**RECORDS FOR PROCESSING**
┏━━

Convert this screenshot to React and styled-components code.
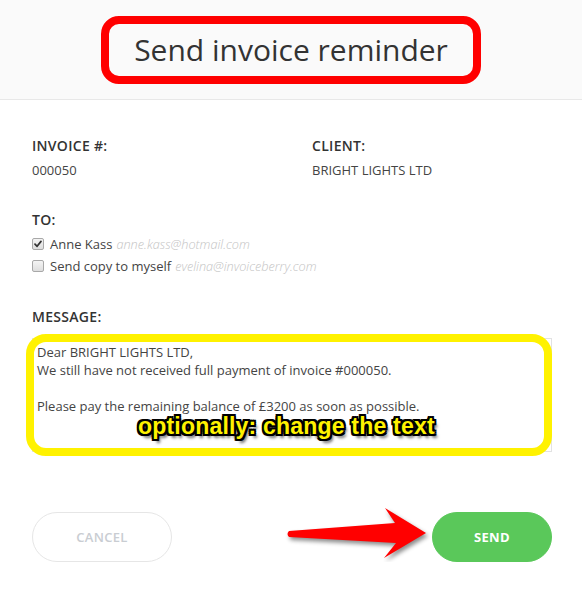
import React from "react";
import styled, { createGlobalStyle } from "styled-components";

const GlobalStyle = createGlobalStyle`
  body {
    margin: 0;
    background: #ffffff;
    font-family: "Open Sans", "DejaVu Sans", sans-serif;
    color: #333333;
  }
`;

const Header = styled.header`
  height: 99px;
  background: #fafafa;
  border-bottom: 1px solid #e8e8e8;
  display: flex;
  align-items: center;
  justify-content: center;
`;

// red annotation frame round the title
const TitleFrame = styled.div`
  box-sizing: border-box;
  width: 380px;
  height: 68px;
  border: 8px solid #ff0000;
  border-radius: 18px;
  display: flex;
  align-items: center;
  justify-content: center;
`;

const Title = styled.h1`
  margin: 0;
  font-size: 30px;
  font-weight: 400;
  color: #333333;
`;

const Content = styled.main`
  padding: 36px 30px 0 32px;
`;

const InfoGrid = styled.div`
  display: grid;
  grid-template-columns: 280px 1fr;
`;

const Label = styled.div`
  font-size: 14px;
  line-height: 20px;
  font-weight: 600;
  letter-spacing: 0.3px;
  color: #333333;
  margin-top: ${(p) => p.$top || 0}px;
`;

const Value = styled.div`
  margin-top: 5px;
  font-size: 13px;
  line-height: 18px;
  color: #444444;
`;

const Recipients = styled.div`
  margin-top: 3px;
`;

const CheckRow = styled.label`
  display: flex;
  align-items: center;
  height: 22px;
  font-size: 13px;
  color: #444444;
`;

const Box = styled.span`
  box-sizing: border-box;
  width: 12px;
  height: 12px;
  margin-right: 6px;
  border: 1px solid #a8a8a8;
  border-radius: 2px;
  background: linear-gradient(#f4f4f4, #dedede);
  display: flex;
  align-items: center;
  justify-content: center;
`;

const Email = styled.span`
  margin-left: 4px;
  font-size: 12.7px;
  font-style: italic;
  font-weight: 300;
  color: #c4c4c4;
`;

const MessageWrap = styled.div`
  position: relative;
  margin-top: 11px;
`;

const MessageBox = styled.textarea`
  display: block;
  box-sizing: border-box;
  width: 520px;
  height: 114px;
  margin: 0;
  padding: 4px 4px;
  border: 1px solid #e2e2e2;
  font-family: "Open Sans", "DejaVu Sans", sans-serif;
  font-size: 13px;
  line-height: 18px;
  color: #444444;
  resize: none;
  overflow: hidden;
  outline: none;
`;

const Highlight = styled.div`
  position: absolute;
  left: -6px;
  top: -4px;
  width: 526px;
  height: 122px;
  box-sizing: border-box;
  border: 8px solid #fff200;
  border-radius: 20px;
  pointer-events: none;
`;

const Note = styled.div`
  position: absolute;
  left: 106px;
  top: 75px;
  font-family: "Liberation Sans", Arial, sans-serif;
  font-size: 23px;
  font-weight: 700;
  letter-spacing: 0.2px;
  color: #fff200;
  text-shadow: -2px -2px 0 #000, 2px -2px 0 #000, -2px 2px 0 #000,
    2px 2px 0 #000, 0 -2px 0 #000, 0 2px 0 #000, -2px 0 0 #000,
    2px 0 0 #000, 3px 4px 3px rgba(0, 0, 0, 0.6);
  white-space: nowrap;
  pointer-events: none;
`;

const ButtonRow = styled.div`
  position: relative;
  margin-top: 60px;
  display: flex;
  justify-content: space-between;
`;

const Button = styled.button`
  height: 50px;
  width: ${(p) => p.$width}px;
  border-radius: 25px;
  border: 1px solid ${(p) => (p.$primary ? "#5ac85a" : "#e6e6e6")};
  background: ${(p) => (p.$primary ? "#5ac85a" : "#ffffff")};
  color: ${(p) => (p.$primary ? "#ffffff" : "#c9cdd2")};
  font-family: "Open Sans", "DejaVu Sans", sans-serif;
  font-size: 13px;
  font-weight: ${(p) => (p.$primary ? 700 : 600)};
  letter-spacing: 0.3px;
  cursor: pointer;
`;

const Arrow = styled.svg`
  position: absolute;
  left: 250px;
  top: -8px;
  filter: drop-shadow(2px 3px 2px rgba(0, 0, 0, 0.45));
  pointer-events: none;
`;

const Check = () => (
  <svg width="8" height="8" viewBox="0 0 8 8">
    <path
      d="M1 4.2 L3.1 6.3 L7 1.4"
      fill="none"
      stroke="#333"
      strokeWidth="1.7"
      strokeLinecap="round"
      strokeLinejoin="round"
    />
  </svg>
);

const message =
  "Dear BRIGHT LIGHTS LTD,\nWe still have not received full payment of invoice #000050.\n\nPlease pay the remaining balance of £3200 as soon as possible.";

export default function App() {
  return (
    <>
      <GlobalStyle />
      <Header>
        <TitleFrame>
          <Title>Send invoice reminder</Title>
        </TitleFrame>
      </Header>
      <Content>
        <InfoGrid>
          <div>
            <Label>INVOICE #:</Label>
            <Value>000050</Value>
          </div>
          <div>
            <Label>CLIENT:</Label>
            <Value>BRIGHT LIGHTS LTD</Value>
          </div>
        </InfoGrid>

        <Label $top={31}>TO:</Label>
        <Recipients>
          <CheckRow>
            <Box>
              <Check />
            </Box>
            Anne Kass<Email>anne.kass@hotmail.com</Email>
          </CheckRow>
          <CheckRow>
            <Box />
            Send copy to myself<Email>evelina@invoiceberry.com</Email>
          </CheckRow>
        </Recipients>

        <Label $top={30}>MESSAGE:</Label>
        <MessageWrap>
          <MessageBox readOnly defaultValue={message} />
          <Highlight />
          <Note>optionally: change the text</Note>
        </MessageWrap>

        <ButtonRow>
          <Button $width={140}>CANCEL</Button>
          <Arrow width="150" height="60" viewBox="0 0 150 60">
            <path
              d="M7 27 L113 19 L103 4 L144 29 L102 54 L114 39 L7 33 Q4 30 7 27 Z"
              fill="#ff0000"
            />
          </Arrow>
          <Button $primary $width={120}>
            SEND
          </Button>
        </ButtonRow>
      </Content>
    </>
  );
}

┗━━
┏━━

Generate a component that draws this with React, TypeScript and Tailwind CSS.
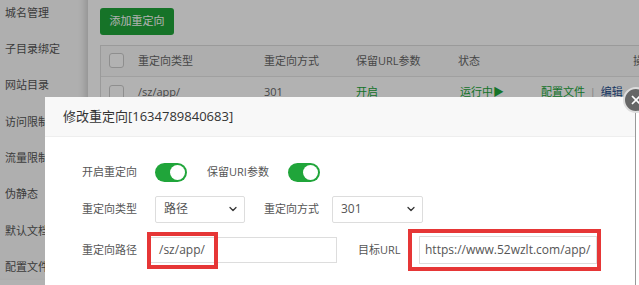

┗━━
┏━━

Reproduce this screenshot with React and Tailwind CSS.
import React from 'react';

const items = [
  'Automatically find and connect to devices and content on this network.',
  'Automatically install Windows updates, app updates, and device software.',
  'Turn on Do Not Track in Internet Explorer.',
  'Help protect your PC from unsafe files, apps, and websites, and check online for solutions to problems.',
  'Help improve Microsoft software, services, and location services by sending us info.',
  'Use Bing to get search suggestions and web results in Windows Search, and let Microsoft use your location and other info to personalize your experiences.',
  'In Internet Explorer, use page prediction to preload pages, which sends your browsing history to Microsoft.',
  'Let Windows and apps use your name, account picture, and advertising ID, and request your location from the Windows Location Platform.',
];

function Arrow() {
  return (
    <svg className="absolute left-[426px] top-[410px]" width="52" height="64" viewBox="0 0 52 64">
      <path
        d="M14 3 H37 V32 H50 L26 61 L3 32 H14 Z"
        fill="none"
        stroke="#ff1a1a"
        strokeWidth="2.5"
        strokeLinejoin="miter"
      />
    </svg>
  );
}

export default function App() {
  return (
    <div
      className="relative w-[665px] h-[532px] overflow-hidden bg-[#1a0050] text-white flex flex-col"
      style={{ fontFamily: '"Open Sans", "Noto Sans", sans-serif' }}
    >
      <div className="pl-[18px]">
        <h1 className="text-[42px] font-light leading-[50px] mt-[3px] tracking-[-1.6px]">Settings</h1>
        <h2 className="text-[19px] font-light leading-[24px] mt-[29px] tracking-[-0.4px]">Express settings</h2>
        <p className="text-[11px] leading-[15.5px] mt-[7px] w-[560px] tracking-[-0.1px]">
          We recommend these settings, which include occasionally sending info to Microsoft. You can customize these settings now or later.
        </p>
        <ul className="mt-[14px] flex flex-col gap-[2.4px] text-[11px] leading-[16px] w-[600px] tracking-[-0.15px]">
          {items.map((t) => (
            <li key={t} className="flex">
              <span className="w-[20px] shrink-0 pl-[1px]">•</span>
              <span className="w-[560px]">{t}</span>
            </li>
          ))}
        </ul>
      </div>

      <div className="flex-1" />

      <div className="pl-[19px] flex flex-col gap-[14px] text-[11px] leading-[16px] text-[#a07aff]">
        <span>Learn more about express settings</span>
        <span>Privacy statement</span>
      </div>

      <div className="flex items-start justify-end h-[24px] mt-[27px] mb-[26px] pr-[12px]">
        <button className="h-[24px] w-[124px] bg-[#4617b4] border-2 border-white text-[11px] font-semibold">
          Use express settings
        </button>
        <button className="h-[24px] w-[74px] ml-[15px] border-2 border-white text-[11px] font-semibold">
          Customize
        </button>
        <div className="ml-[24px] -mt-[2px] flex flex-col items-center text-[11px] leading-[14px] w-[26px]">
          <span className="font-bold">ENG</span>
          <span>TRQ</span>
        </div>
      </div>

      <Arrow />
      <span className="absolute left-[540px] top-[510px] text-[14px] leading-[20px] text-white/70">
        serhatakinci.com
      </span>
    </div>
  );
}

┗━━

**THE EXERCISE**
Copy verbatim the line that contains "Reproduce this screenshot", the line that contains "import React from 'react';", and all lines between them.

**CORRECT OUTPUT**
Reproduce this screenshot with React and Tailwind CSS.
import React from 'react';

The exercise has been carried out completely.